Records supplied
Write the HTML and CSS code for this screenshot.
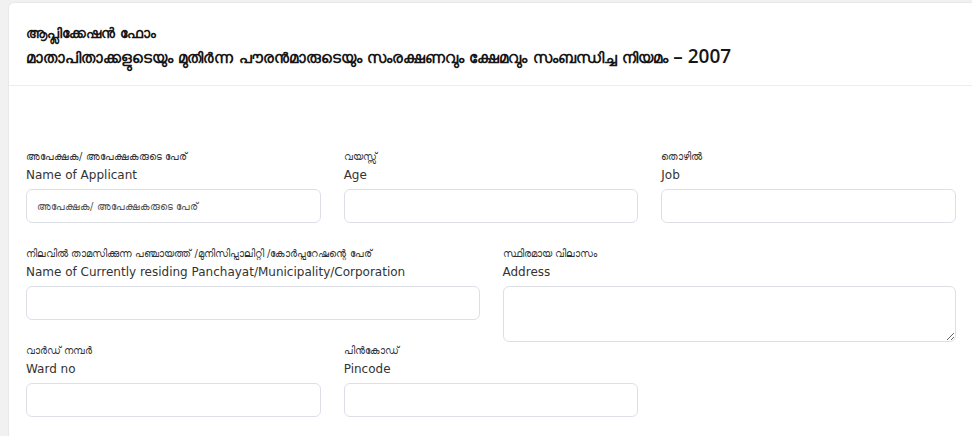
FILE: index.html
```html
<!DOCTYPE html>
<html lang="ml">
<head>
<meta charset="utf-8">
<link rel="stylesheet" href="styles.css">
</head>
<body>
<div class="card">
  <div class="card-header">
    <h1 class="title">ആപ്ലിക്കേഷൻ ഫോം</h1>
    <h2 class="subtitle">മാതാപിതാക്കളുടെയും മുതിർന്ന പൗരൻമാരുടെയും സംരക്ഷണവും ക്ഷേമവും സംബന്ധിച്ച നിയമം <span class="year">– 2007</span></h2>
  </div>
  <div class="card-body">
    <div class="row row-3">
      <div class="group">
        <div class="ml">അപേക്ഷക/ അപേക്ഷകരുടെ പേര്</div>
        <div class="en">Name of Applicant</div>
        <input class="field" type="text" placeholder="അപേക്ഷക/ അപേക്ഷകരുടെ പേര്">
      </div>
      <div class="group">
        <div class="ml">വയസ്സ്</div>
        <div class="en">Age</div>
        <input class="field" type="text">
      </div>
      <div class="group">
        <div class="ml">തൊഴിൽ</div>
        <div class="en">Job</div>
        <input class="field" type="text">
      </div>
    </div>
    <div class="row row-2">
      <div class="group">
        <div class="ml">നിലവിൽ താമസിക്കുന്ന പഞ്ചായത്ത് /മുനിസിപ്പാലിറ്റി /കോർപ്പറേഷന്റെ പേര്</div>
        <div class="en">Name of Currently residing Panchayat/Municipality/Corporation</div>
        <input class="field" type="text">
      </div>
      <div class="group">
        <div class="ml">സ്ഥിരമായ വിലാസം</div>
        <div class="en">Address</div>
        <textarea class="field area"></textarea>
      </div>
    </div>
    <div class="row row-3">
      <div class="group">
        <div class="ml">വാർഡ് നമ്പർ</div>
        <div class="en">Ward no</div>
        <input class="field" type="text">
      </div>
      <div class="group">
        <div class="ml">പിൻകോഡ്</div>
        <div class="en">Pincode</div>
        <input class="field" type="text">
      </div>
    </div>
  </div>
</div>
</body>
</html>
```

FILE: styles.css
```css
html, body {
  margin: 0;
  padding: 0;
}
body {
  background: #f1f1f1;
  font-family: "DejaVu Sans", "Noto Sans", sans-serif;
  color: #2b2b2b;
  padding: 2px 0 0 8px;
  height: 100vh;
  box-sizing: border-box;
  overflow: hidden;
}
.card {
  background: #fff;
  border: 1px solid #e6e8ec;
  border-right: none;
  border-bottom: none;
  border-radius: 6px 0 0 0;
  height: 100%;
  box-sizing: border-box;
  overflow: hidden;
}
.card-header {
  padding: 19px 0 0 17px;
  height: 63px;
  border-bottom: 1px solid #e8eef6;
}
.title {
  margin: 0;
  font-size: 14px;
  font-weight: bold;
  line-height: 22px;
  color: #161616;
}
.subtitle {
  margin: 0;
  font-size: 15.3px;
  font-weight: bold;
  line-height: 24px;
  color: #161616;
}
.year {
  font-family: "Open Sans", "DejaVu Sans", sans-serif;
  font-size: 19px;
  font-weight: 600;
}
.card-body {
  padding: 62px 16px 0 17px;
}
.row {
  display: grid;
  column-gap: 23px;
  margin-bottom: 22px;
}
.row-3 {
  grid-template-columns: repeat(3, 1fr);
}
.row-2 {
  grid-template-columns: repeat(2, 1fr);
}
.group {
  display: flex;
  flex-direction: column;
}
.ml {
  font-size: 10px;
  line-height: 18px;
  color: #333;
}
.en {
  font-size: 12px;
  line-height: 18px;
  color: #333;
  margin-bottom: 5px;
}
.field {
  box-sizing: border-box;
  height: 34px;
  border: 1px solid #dcdfe5;
  border-radius: 6px;
  background: #fff;
  padding: 0 10px;
  font-family: inherit;
  font-size: 10px;
  outline: none;
}
.field::placeholder {
  color: #555;
}
.area {
  height: 56px;
  margin-bottom: -22px;
  resize: vertical;
}
```
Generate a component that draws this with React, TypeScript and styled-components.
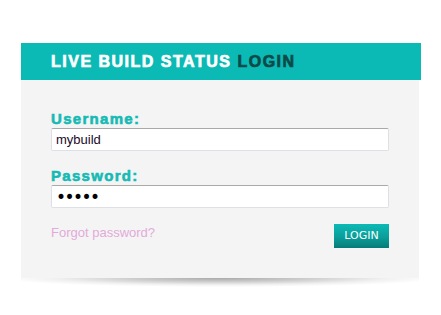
import React from "react";
import styled, { createGlobalStyle } from "styled-components";

const Global = createGlobalStyle`
  html, body { margin: 0; padding: 0; background: #ffffff; }
  body { font-family: "Liberation Sans", Arial, sans-serif; }
`;

const Page = styled.div`
  padding: 43px 0 0 21px;
`;

const Card = styled.div`
  width: 400px;
`;

const Header = styled.div`
  height: 37px;
  background: #0bbab5;
  padding-left: 30px;
  font-family: "Liberation Sans", Arial, sans-serif;
  font-weight: 700;
  font-size: 16px;
  line-height: 37px;
  letter-spacing: 1.5px;
  color: #ffffff;
  -webkit-text-stroke: 0.7px currentColor;
  white-space: nowrap;
`;

const Accent = styled.span`
  color: #0b4a48;
`;

const Panel = styled.div`
  width: 398px;
  height: 198px;
  box-sizing: border-box;
  background: #f4f4f4;
  padding: 30px 30px 0 30px;
`;

const Shadow = styled.div`
  width: 398px;
  height: 9px;
  background: radial-gradient(
    ellipse 55% 100% at 50% 0%,
    rgba(0, 0, 0, 0.34) 0%,
    rgba(0, 0, 0, 0.2) 40%,
    rgba(0, 0, 0, 0.06) 75%,
    rgba(0, 0, 0, 0) 100%
  );
`;

const Label = styled.label<{ $gap?: number }>`
  display: block;
  margin-top: ${(p) => p.$gap ?? 0}px;
  font-family: "Liberation Sans", Arial, sans-serif;
  font-weight: 700;
  font-size: 15px;
  line-height: 18px;
  letter-spacing: 1.3px;
  color: #16bab4;
  -webkit-text-stroke: 0.6px currentColor;
`;

const Field = styled.input`
  display: block;
  width: 338px;
  height: 23px;
  box-sizing: border-box;
  margin: 0;
  padding: 0 4px;
  border: 1px solid #dde0e6;
  border-top-color: #a9a9a9;
  border-radius: 2px;
  background: #ffffff;
  font-family: "Liberation Sans", Arial, sans-serif;
  font-size: 13px;
  color: #1a0a2a;
  outline: none;
  &[type="password"] {
    font-family: "DejaVu Sans", sans-serif;
    font-size: 17px;
    letter-spacing: -1.5px;
    color: #000;
  }
`;

const Actions = styled.div`
  display: flex;
  justify-content: space-between;
  align-items: flex-start;
  margin-top: 16px;
`;

const Forgot = styled.a`
  margin-top: 1px;
  font-family: "Liberation Sans", Arial, sans-serif;
  font-size: 13px;
  line-height: 15px;
  color: #e3aad9;
  text-decoration: none;
`;

const Button = styled.button`
  width: 55px;
  height: 24px;
  margin: 0;
  padding: 0;
  border: none;
  background: linear-gradient(to bottom, #0bbab5 0%, #0a9e9a 55%, #067b78 100%);
  color: #ffffff;
  font-family: "DejaVu Sans", Tahoma, sans-serif;
  font-size: 11px;
  line-height: 24px;
  cursor: pointer;
`;

export default function App() {
  return (
    <>
      <Global />
      <Page>
        <Card>
          <Header>
            LIVE BUILD STATUS <Accent>LOGIN</Accent>
          </Header>
          <Panel>
            <Label htmlFor="user">Username:</Label>
            <Field id="user" type="text" defaultValue="mybuild" />
            <Label htmlFor="pass" $gap={16}>Password:</Label>
            <Field id="pass" type="password" defaultValue="build" />
            <Actions>
              <Forgot href="#">Forgot password?</Forgot>
              <Button type="button">LOGIN</Button>
            </Actions>
          </Panel>
          <Shadow />
        </Card>
      </Page>
    </>
  );
}
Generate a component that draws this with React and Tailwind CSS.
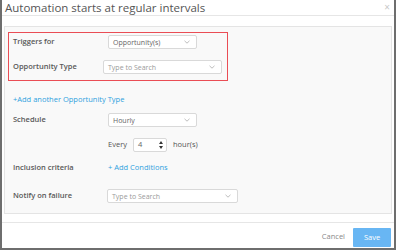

Your instructions
Restate the data above word for word. Skip every picture.

The response
Write the HTML and CSS code for this screenshot.
FILE: index.html
```html
<!DOCTYPE html>
<html lang="ml">
<head>
<meta charset="utf-8">
<link rel="stylesheet" href="styles.css">
</head>
<body>
<div class="card">
  <div class="card-header">
    <h1 class="title">ആപ്ലിക്കേഷൻ ഫോം</h1>
    <h2 class="subtitle">മാതാപിതാക്കളുടെയും മുതിർന്ന പൗരൻമാരുടെയും സംരക്ഷണവും ക്ഷേമവും സംബന്ധിച്ച നിയമം <span class="year">– 2007</span></h2>
  </div>
  <div class="card-body">
    <div class="row row-3">
      <div class="group">
        <div class="ml">അപേക്ഷക/ അപേക്ഷകരുടെ പേര്</div>
        <div class="en">Name of Applicant</div>
        <input class="field" type="text" placeholder="അപേക്ഷക/ അപേക്ഷകരുടെ പേര്">
      </div>
      <div class="group">
        <div class="ml">വയസ്സ്</div>
        <div class="en">Age</div>
        <input class="field" type="text">
      </div>
      <div class="group">
        <div class="ml">തൊഴിൽ</div>
        <div class="en">Job</div>
        <input class="field" type="text">
      </div>
    </div>
    <div class="row row-2">
      <div class="group">
        <div class="ml">നിലവിൽ താമസിക്കുന്ന പഞ്ചായത്ത് /മുനിസിപ്പാലിറ്റി /കോർപ്പറേഷന്റെ പേര്</div>
        <div class="en">Name of Currently residing Panchayat/Municipality/Corporation</div>
        <input class="field" type="text">
      </div>
      <div class="group">
        <div class="ml">സ്ഥിരമായ വിലാസം</div>
        <div class="en">Address</div>
        <textarea class="field area"></textarea>
      </div>
    </div>
    <div class="row row-3">
      <div class="group">
        <div class="ml">വാർഡ് നമ്പർ</div>
        <div class="en">Ward no</div>
        <input class="field" type="text">
      </div>
      <div class="group">
        <div class="ml">പിൻകോഡ്</div>
        <div class="en">Pincode</div>
        <input class="field" type="text">
      </div>
    </div>
  </div>
</div>
</body>
</html>
```

FILE: styles.css
```css
html, body {
  margin: 0;
  padding: 0;
}
body {
  background: #f1f1f1;
  font-family: "DejaVu Sans", "Noto Sans", sans-serif;
  color: #2b2b2b;
  padding: 2px 0 0 8px;
  height: 100vh;
  box-sizing: border-box;
  overflow: hidden;
}
.card {
  background: #fff;
  border: 1px solid #e6e8ec;
  border-right: none;
  border-bottom: none;
  border-radius: 6px 0 0 0;
  height: 100%;
  box-sizing: border-box;
  overflow: hidden;
}
.card-header {
  padding: 19px 0 0 17px;
  height: 63px;
  border-bottom: 1px solid #e8eef6;
}
.title {
  margin: 0;
  font-size: 14px;
  font-weight: bold;
  line-height: 22px;
  color: #161616;
}
.subtitle {
  margin: 0;
  font-size: 15.3px;
  font-weight: bold;
  line-height: 24px;
  color: #161616;
}
.year {
  font-family: "Open Sans", "DejaVu Sans", sans-serif;
  font-size: 19px;
  font-weight: 600;
}
.card-body {
  padding: 62px 16px 0 17px;
}
.row {
  display: grid;
  column-gap: 23px;
  margin-bottom: 22px;
}
.row-3 {
  grid-template-columns: repeat(3, 1fr);
}
.row-2 {
  grid-template-columns: repeat(2, 1fr);
}
.group {
  display: flex;
  flex-direction: column;
}
.ml {
  font-size: 10px;
  line-height: 18px;
  color: #333;
}
.en {
  font-size: 12px;
  line-height: 18px;
  color: #333;
  margin-bottom: 5px;
}
.field {
  box-sizing: border-box;
  height: 34px;
  border: 1px solid #dcdfe5;
  border-radius: 6px;
  background: #fff;
  padding: 0 10px;
  font-family: inherit;
  font-size: 10px;
  outline: none;
}
.field::placeholder {
  color: #555;
}
.area {
  height: 56px;
  margin-bottom: -22px;
  resize: vertical;
}
```
Generate a component that draws this with React, TypeScript and styled-components.
import React from "react";
import styled, { createGlobalStyle } from "styled-components";

const Global = createGlobalStyle`
  html, body { margin: 0; padding: 0; background: #ffffff; }
  body { font-family: "Liberation Sans", Arial, sans-serif; }
`;

const Page = styled.div`
  padding: 43px 0 0 21px;
`;

const Card = styled.div`
  width: 400px;
`;

const Header = styled.div`
  height: 37px;
  background: #0bbab5;
  padding-left: 30px;
  font-family: "Liberation Sans", Arial, sans-serif;
  font-weight: 700;
  font-size: 16px;
  line-height: 37px;
  letter-spacing: 1.5px;
  color: #ffffff;
  -webkit-text-stroke: 0.7px currentColor;
  white-space: nowrap;
`;

const Accent = styled.span`
  color: #0b4a48;
`;

const Panel = styled.div`
  width: 398px;
  height: 198px;
  box-sizing: border-box;
  background: #f4f4f4;
  padding: 30px 30px 0 30px;
`;

const Shadow = styled.div`
  width: 398px;
  height: 9px;
  background: radial-gradient(
    ellipse 55% 100% at 50% 0%,
    rgba(0, 0, 0, 0.34) 0%,
    rgba(0, 0, 0, 0.2) 40%,
    rgba(0, 0, 0, 0.06) 75%,
    rgba(0, 0, 0, 0) 100%
  );
`;

const Label = styled.label<{ $gap?: number }>`
  display: block;
  margin-top: ${(p) => p.$gap ?? 0}px;
  font-family: "Liberation Sans", Arial, sans-serif;
  font-weight: 700;
  font-size: 15px;
  line-height: 18px;
  letter-spacing: 1.3px;
  color: #16bab4;
  -webkit-text-stroke: 0.6px currentColor;
`;

const Field = styled.input`
  display: block;
  width: 338px;
  height: 23px;
  box-sizing: border-box;
  margin: 0;
  padding: 0 4px;
  border: 1px solid #dde0e6;
  border-top-color: #a9a9a9;
  border-radius: 2px;
  background: #ffffff;
  font-family: "Liberation Sans", Arial, sans-serif;
  font-size: 13px;
  color: #1a0a2a;
  outline: none;
  &[type="password"] {
    font-family: "DejaVu Sans", sans-serif;
    font-size: 17px;
    letter-spacing: -1.5px;
    color: #000;
  }
`;

const Actions = styled.div`
  display: flex;
  justify-content: space-between;
  align-items: flex-start;
  margin-top: 16px;
`;

const Forgot = styled.a`
  margin-top: 1px;
  font-family: "Liberation Sans", Arial, sans-serif;
  font-size: 13px;
  line-height: 15px;
  color: #e3aad9;
  text-decoration: none;
`;

const Button = styled.button`
  width: 55px;
  height: 24px;
  margin: 0;
  padding: 0;
  border: none;
  background: linear-gradient(to bottom, #0bbab5 0%, #0a9e9a 55%, #067b78 100%);
  color: #ffffff;
  font-family: "DejaVu Sans", Tahoma, sans-serif;
  font-size: 11px;
  line-height: 24px;
  cursor: pointer;
`;

export default function App() {
  return (
    <>
      <Global />
      <Page>
        <Card>
          <Header>
            LIVE BUILD STATUS <Accent>LOGIN</Accent>
          </Header>
          <Panel>
            <Label htmlFor="user">Username:</Label>
            <Field id="user" type="text" defaultValue="mybuild" />
            <Label htmlFor="pass" $gap={16}>Password:</Label>
            <Field id="pass" type="password" defaultValue="build" />
            <Actions>
              <Forgot href="#">Forgot password?</Forgot>
              <Button type="button">LOGIN</Button>
            </Actions>
          </Panel>
          <Shadow />
        </Card>
      </Page>
    </>
  );
}
Generate a component that draws this with React and Tailwind CSS.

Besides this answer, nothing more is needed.